Uma nova mulher: “o Anjo Gabriel foi enviado por Deus a uma cidade da Galileia chamada Nazaré, a uma Virgem desposada com um homem chamado José. O nome da Virgem era Maria”. E um novo homem: “Conceberás e darás à luz um Filho, a quem porás o nome de Jesus. Ele será grande e chamar-Se-á Filho do Altíssimo”.
Começa uma nova história, agora no silêncio de Nazaré, porque Deus se enamorou de Maria e não desiste de a fazer mãe, pela força do Espírito Santo. E acontece que de Maria sai a resposta para a pergunta de Deus ao homem: “Onde estás”, “Eis-me aqui” disse ela. E no “faça-se” de Maria, Deus repete o faça-se inicial que fez acontecer o sonho de Deus. Agora o homem “será grande e chamar-Se-á Filho do Altíssimo”.
Por ela, a Imaculada, podem os homens cantar “um cântico novo, porque o Senhor fez maravilhas”.
Meditação da Palavra
A história da humanidade, bem como a história de cada homem, é uma tentativa de resposta à pergunta: “Onde estás?”. A pergunta guarda simultaneamente o drama e a salvação. Só a resposta dá a possibilidade de transformar a existência numa bênção ou numa maldição. “Tive medo”, escondi-me”, “estou nu”, “enganou-me” ou “eis-me aqui”, “faça-se”. Com medo, escondidos, nus, enganados, perdidos de nós mesmos, dos outros e de Deus só apetece fugir, morrer.

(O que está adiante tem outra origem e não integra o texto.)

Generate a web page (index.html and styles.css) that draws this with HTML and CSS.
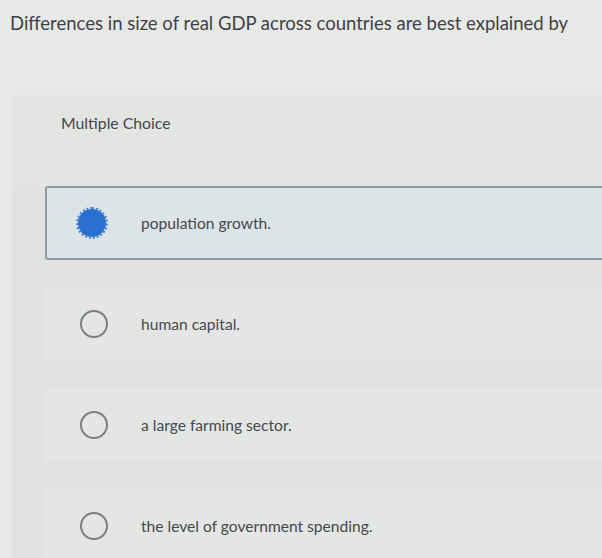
FILE: index.html
```html
<!DOCTYPE html>
<html>
<head>
<meta charset="utf-8">
<link rel="stylesheet" href="styles.css">
</head>
<body>
<p class="question">Differences in size of real GDP across countries are best explained by</p>
<div class="panel">
  <div class="label">Multiple Choice</div>
  <div class="options">
    <div class="option selected"><span class="radio-box"><span class="radio"></span></span><span class="text">population growth.</span></div>
    <div class="option"><span class="radio-box"><span class="radio"></span></span><span class="text">human capital.</span></div>
    <div class="option"><span class="radio-box"><span class="radio"></span></span><span class="text">a large farming sector.</span></div>
    <div class="option"><span class="radio-box"><span class="radio"></span></span><span class="text">the level of government spending.</span></div>
  </div>
</div>
</body>
</html>
```
FILE: styles.css
```css
html, body {
  margin: 0;
  padding: 0;
  background: #e7e9e7;
  font-family: Lato, "Liberation Sans", sans-serif;
  color: #45464a;
}
body {
  width: 602px;
  height: 558px;
  overflow: hidden;
}
.question {
  margin: 0;
  padding: 12px 0 0 10px;
  font-size: 18.5px;
  line-height: 23px;
  height: 83px;
  color: #404145;
}
.panel {
  margin-left: 12px;
  background: #e3e5e3;
  padding-top: 17px;
}
.label {
  padding-left: 49px;
  font-size: 15.8px;
  line-height: 21px;
  height: 74px;
}
.options {
  display: flex;
  flex-direction: column;
  gap: 27px;
  background: #e1e3e1;
  padding-bottom: 30px;
}
.option {
  display: flex;
  align-items: center;
  height: 74px;
  box-sizing: border-box;
  margin-left: 33px;
  padding-left: 29px;
  border: 2px solid transparent;
  background: #e4e6e4;
  margin-right: -20px;
}
.option.selected {
  background: #dce4e7;
  border-color: #8e9aa4;
  border-radius: 3px;
}
.radio-box {
  width: 32px;
  height: 32px;
  display: flex;
  align-items: center;
  justify-content: center;
  flex: none;
}
.radio {
  width: 24px;
  height: 24px;
  border: 2px solid #7b7e82;
  border-radius: 50%;
  flex: none;
  margin-left: 3px;
}
.selected .radio {
  width: 28px;
  height: 28px;
  border: none;
  margin-left: 0;
  background: #2a6fd2;
  outline: 2px dotted #4a82cc;
  outline-offset: 0px;
}
.text {
  margin-left: 33px;
  font-size: 15.6px;
  color: #47484c;
}
```
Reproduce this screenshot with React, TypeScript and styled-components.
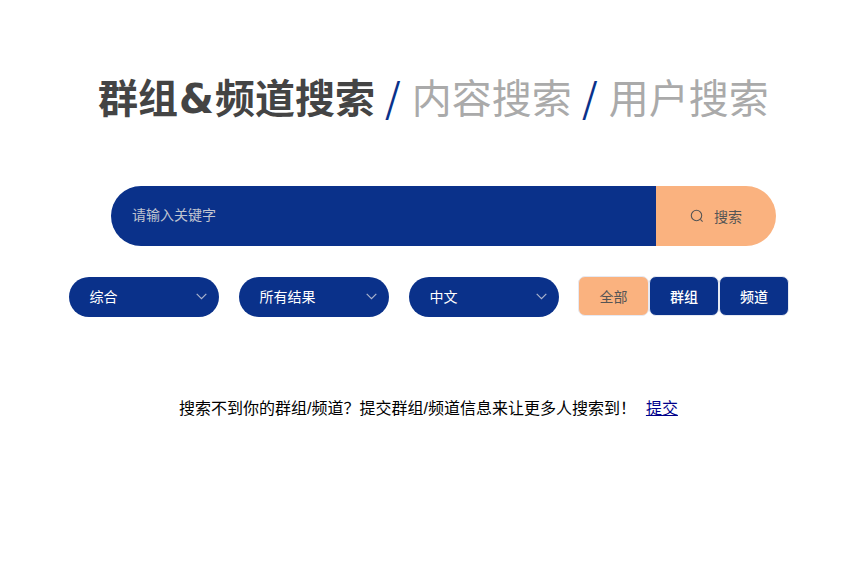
import React from 'react';
import styled, { createGlobalStyle } from 'styled-components';

const navy = '#0a318a';
const peach = '#fab27f';

const GlobalStyle = createGlobalStyle`
  html, body {
    margin: 0;
    padding: 0;
    background: #fff;
    font-family: "Liberation Sans", "Noto Sans CJK SC", sans-serif;
  }
`;

const Page = styled.div`
  width: 850px;
  height: 562px;
  overflow: hidden;
  display: flex;
  flex-direction: column;
  align-items: flex-start;
  padding-top: 68px;
  box-sizing: border-box;
`;

const Title = styled.h1`
  margin: 0 0 0 98px;
  height: 56px;
  line-height: 56px;
  font-size: 40px;
  font-weight: 400;
  color: #aaa;
  white-space: nowrap;
`;

const Active = styled.span`
  font-weight: 700;
  color: #444;
`;

const Amp = styled.span`
  font-family: "DejaVu Sans", sans-serif;
  margin: 0 1px;
`;

const Slash = styled.span`
  font-family: "Noto Sans CJK SC", sans-serif;
  margin-left: -1px;
  color: ${navy};
`;

const SearchBar = styled.div`
  display: flex;
  width: 665px;
  height: 60px;
  margin: 62px 0 0 111px;
  border-radius: 30px;
  overflow: hidden;
`;

const SearchInput = styled.input`
  flex: 1;
  min-width: 0;
  border: 0;
  outline: 0;
  padding: 0 21px 2px;
  background: ${navy};
  color: #fff;
  font: inherit;
  font-size: 14px;

  &::placeholder {
    color: #c0c4d0;
    opacity: 1;
  }
`;

const SearchButton = styled.button`
  width: 120px;
  border: 0;
  background: ${peach};
  color: #555;
  font: inherit;
  font-size: 14px;
  display: flex;
  align-items: center;
  justify-content: center;
  gap: 10px;
  padding: 0 0 1px;
`;

const Filters = styled.div`
  display: flex;
  align-items: flex-start;
  margin: 31px 0 0 69px;
`;

const Dropdown = styled.div`
  width: 150px;
  height: 40px;
  margin-right: 20px;
  padding: 0 12px 2px 20.5px;
  box-sizing: border-box;
  border-radius: 20px;
  background: ${navy};
  color: #fff;
  font-size: 14px;
  display: flex;
  align-items: center;
  justify-content: space-between;
`;

const Tabs = styled.div`
  display: flex;
  margin: -1px 0 0 -1px;
`;

const Tab = styled.button<{ $active?: boolean }>`
  width: ${(props) => (props.$active ? 71 : 70)}px;
  height: 40px;
  padding: 0 0 1px;
  box-sizing: border-box;
  border: 1px solid #e6e9f2;
  border-radius: 7px;
  background: ${(props) => (props.$active ? peach : navy)};
  color: ${(props) => (props.$active ? '#555' : '#fff')};
  font: inherit;
  font-size: 14px;
  font-weight: ${(props) => (props.$active ? 400 : 500)};
`;

const Notice = styled.p`
  margin: 72px 0 0 179px;
  font-size: 16px;
  line-height: 40px;
  color: #000;
  white-space: nowrap;
`;

const Link = styled.a`
  margin-left: 10px;
  color: #00008b;
  text-decoration: underline;
`;

const SearchIcon = () => (
  <svg width="14" height="14" viewBox="0 0 14 14" fill="none" stroke="#555" strokeWidth="1.1">
    <circle cx="6.5" cy="6.5" r="5.2" />
    <path d="M10.4 10.4 12.6 12.6" />
  </svg>
);

const Chevron = () => (
  <svg width="11" height="7" viewBox="0 0 11 7" fill="none" stroke="#aab3cc" strokeWidth="1.2">
    <path d="M.7.8 5.5 5.6 10.3.8" />
  </svg>
);

export default function App() {
  return (
    <>
      <GlobalStyle />
      <Page>
        <Title>
          <Active>群组<Amp>&amp;</Amp>频道搜索</Active> <Slash>/</Slash> 内容搜索 <Slash>/</Slash> 用户搜索
        </Title>
        <SearchBar>
          <SearchInput placeholder="请输入关键字" />
          <SearchButton>
            <SearchIcon />
            搜索
          </SearchButton>
        </SearchBar>
        <Filters>
          {['综合', '所有结果', '中文'].map((label) => (
            <Dropdown key={label}>
              {label}
              <Chevron />
            </Dropdown>
          ))}
          <Tabs>
            <Tab $active>全部</Tab>
            <Tab>群组</Tab>
            <Tab>频道</Tab>
          </Tabs>
        </Filters>
        <Notice>
          搜索不到你的群组/频道？提交群组/频道信息来让更多人搜索到！<Link href="#">提交</Link>
        </Notice>
      </Page>
    </>
  );
}
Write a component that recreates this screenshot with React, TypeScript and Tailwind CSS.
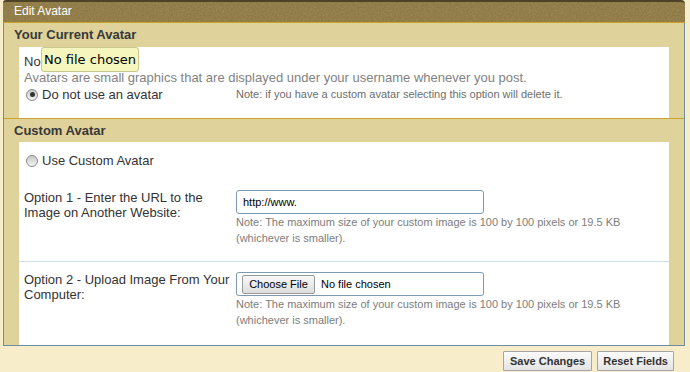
import React from "react";

function Radio({ checked }: { checked?: boolean }) {
  return (
    <span className="inline-flex w-[12px] h-[12px] rounded-full border border-[#8a8a8a] bg-[linear-gradient(#c8c8c8,#f4f4f4)] items-center justify-center shrink-0">
      {checked ? <span className="w-[5px] h-[5px] rounded-full bg-[#333]" /> : null}
    </span>
  );
}

function Note({ children }: { children: React.ReactNode }) {
  return <div className="text-[11px] leading-[16px] text-[#7d7d7d]">{children}</div>;
}

export default function App() {
  return (
    <div className="w-[690px] h-[372px] bg-[#f8edca] overflow-hidden font-['Liberation_Sans',Arial,sans-serif] text-[#3a3a3a]">
      <div className="ml-[3px] w-[682px]">
        {/* title bar */}
        <div className="relative h-[23px] rounded-tl-[3px] rounded-tr-[4px] border-t-2 border-[#4e4229] border-b border-b-[#c9a42c] bg-[#8e7944] overflow-hidden">
          <svg className="absolute inset-0" width="682" height="22">
            <filter id="n">
              <feTurbulence type="fractalNoise" baseFrequency="0.6" numOctaves="2" seed="3" />
              <feColorMatrix type="matrix" values="0 0 0 0 0.36  0 0 0 0 0.29  0 0 0 0 0.13  0 0 0 1.1 -0.35" />
            </filter>
            <rect width="682" height="22" filter="url(#n)" />
          </svg>
          <div className="relative pl-[11px] text-[12px] leading-[19px] text-white">Edit Avatar</div>
        </div>
        {/* body */}
        <div className="border-x border-b border-[#6e8da3] bg-[#dfd29b]">
          <div className="h-[24px] pl-[10px] flex items-center text-[13px] font-bold text-[#383838]">Your Current Avatar</div>
          <div className="mx-[15px] h-[71px] bg-white pt-[7px] relative">
            <div className="pl-[5px] text-[13px] leading-[16px] text-[#333]">No avatar specified.</div>
            <div className="absolute left-[22px] top-0 h-[25px] px-[2px] rounded-[3px] border border-[#c9c98f] bg-[#f5f6bd] text-[13px] leading-[23px] text-black font-['DejaVu_Sans',sans-serif]">
              No file chosen
            </div>
            <div className="pl-[5px] text-[13px] leading-[16px] text-[#828282]">
              Avatars are small graphics that are displayed under your username whenever you post.
            </div>
            <div className="flex items-center h-[17px]">
              <div className="w-[217px] pl-[7px] flex items-center gap-[4px] text-[13px] text-[#333]">
                <Radio checked />
                <span>Do not use an avatar</span>
              </div>
              <div className="text-[11px] text-[#6d6d6d]">Note: if you have a custom avatar selecting this option will delete it.</div>
            </div>
          </div>
          <div className="h-px bg-[#c9a42c]" />
          <div className="h-[23px] pl-[10px] flex items-center text-[13px] font-bold text-[#383838]">Custom Avatar</div>
          <div className="mx-[15px] h-[203px] bg-white">
            <div className="h-[38px] pl-[7px] flex items-center gap-[4px] text-[13px] text-[#333]">
              <Radio />
              <span>Use Custom Avatar</span>
            </div>
            <div className="flex pt-[10px] h-[82px] border-b border-[#cfdde8]">
              <div className="w-[217px] pl-[5px] pr-[4px] text-[13px] leading-[15px] text-[#333]">
                Option 1 - Enter the URL to the Image on Another Website:
              </div>
              <div>
                <div className="w-[248px] h-[24px] rounded-[3px] border border-[#7e99ae] flex items-center pl-[6px] text-[11px] text-black">
                  http://www.
                </div>
                <Note>
                  Note: The maximum size of your custom image is 100 by 100 pixels or 19.5 KB
                  <br />
                  (whichever is smaller).
                </Note>
              </div>
            </div>
            <div className="flex pt-[10px]">
              <div className="w-[217px] pl-[5px] pr-[2px] text-[13px] leading-[15px] text-[#333]">
                Option 2 - Upload Image From Your Computer:
              </div>
              <div>
                <div className="w-[248px] h-[24px] rounded-[3px] border border-[#7e99ae] flex items-center pl-[5px] gap-[6px] text-[11px] text-black">
                  <span className="h-[19px] w-[73px] flex items-center justify-center rounded-[2px] border border-[#9a9a9a] bg-[linear-gradient(#f8f8f8,#dedede)]">
                    Choose File
                  </span>
                  <span>No file chosen</span>
                </div>
                <Note>
                  Note: The maximum size of your custom image is 100 by 100 pixels or 19.5 KB
                  <br />
                  (whichever is smaller).
                </Note>
              </div>
            </div>
          </div>
        </div>
      </div>
      <div className="flex justify-end gap-[5px] pr-[16px] mt-[5px]">
        <button className="h-[20px] px-[6px] border border-[#a5a5a5] rounded-[1px] bg-[linear-gradient(#fbfbfb,#e4e4e4)] text-[11px] font-bold text-[#333]">
          Save Changes
        </button>
        <button className="h-[20px] px-[5px] border border-[#a5a5a5] rounded-[1px] bg-[linear-gradient(#fbfbfb,#e4e4e4)] text-[11px] font-bold text-[#333]">
          Reset Fields
        </button>
      </div>
    </div>
  );
}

Criados para viver na presença de Deus, a vida não faz sentido se temos medo, se precisamos de nos esconder, se não é possível a relação, o encontro, a presença. Criados para ser filhos e herdeiros como viveremos longe da casa do Pai? Chamados à santidade, como conseguiremos manter-nos sem contemplar o rosto de Deus? Estamos de mãos vazias.
Maria não se esconde, ela expõe-se diante da vida, diante do mundo e diante de Deus. A casa de Nazaré é um grito no silêncio. Um grito de Deus a ecoar desde toda a eternidade: “Faça-se” e um grito de Maria que é o início de uma nova humanidade que nasce do: “faça-se em mim”.
A bênção recusada em Adão é renovada em Maria, porque aquele que vai nascer “será chamado Filho de Deus”. Nela, a nova Eva, serão abençoadas todas as gerações, “com toda a espécie de bênçãos espirituais em Cristo”. E no seu filho que vai nascer, serão todos predestinados para serem “um hino de louvor da sua glória”.
Também nós, na pobreza da nossa casa de Nazaré, somos chamados a acolher a voz do céu para nos tornarmos morada do Altíssimo. Pobres e simples, como a casa de Maria, podemos chegar a ser filhos adotivos, consagrados pelo chamamento à santidade e tornados irrepreensíveis diante de Deus e dos homens, como um hino de louvor e de glória para o nossos Deus.
Oração
Mãe do Salvador, silêncio de Deus e grito de alerta, a ti me consagro neste dia, para que na tua Imaculada Conceição receba a graça de viver purificado, e irrepreensível caminhe ao encontro do Pai.
Desafio para a semana
Contemplo Maria escutando nela o convite de Deus.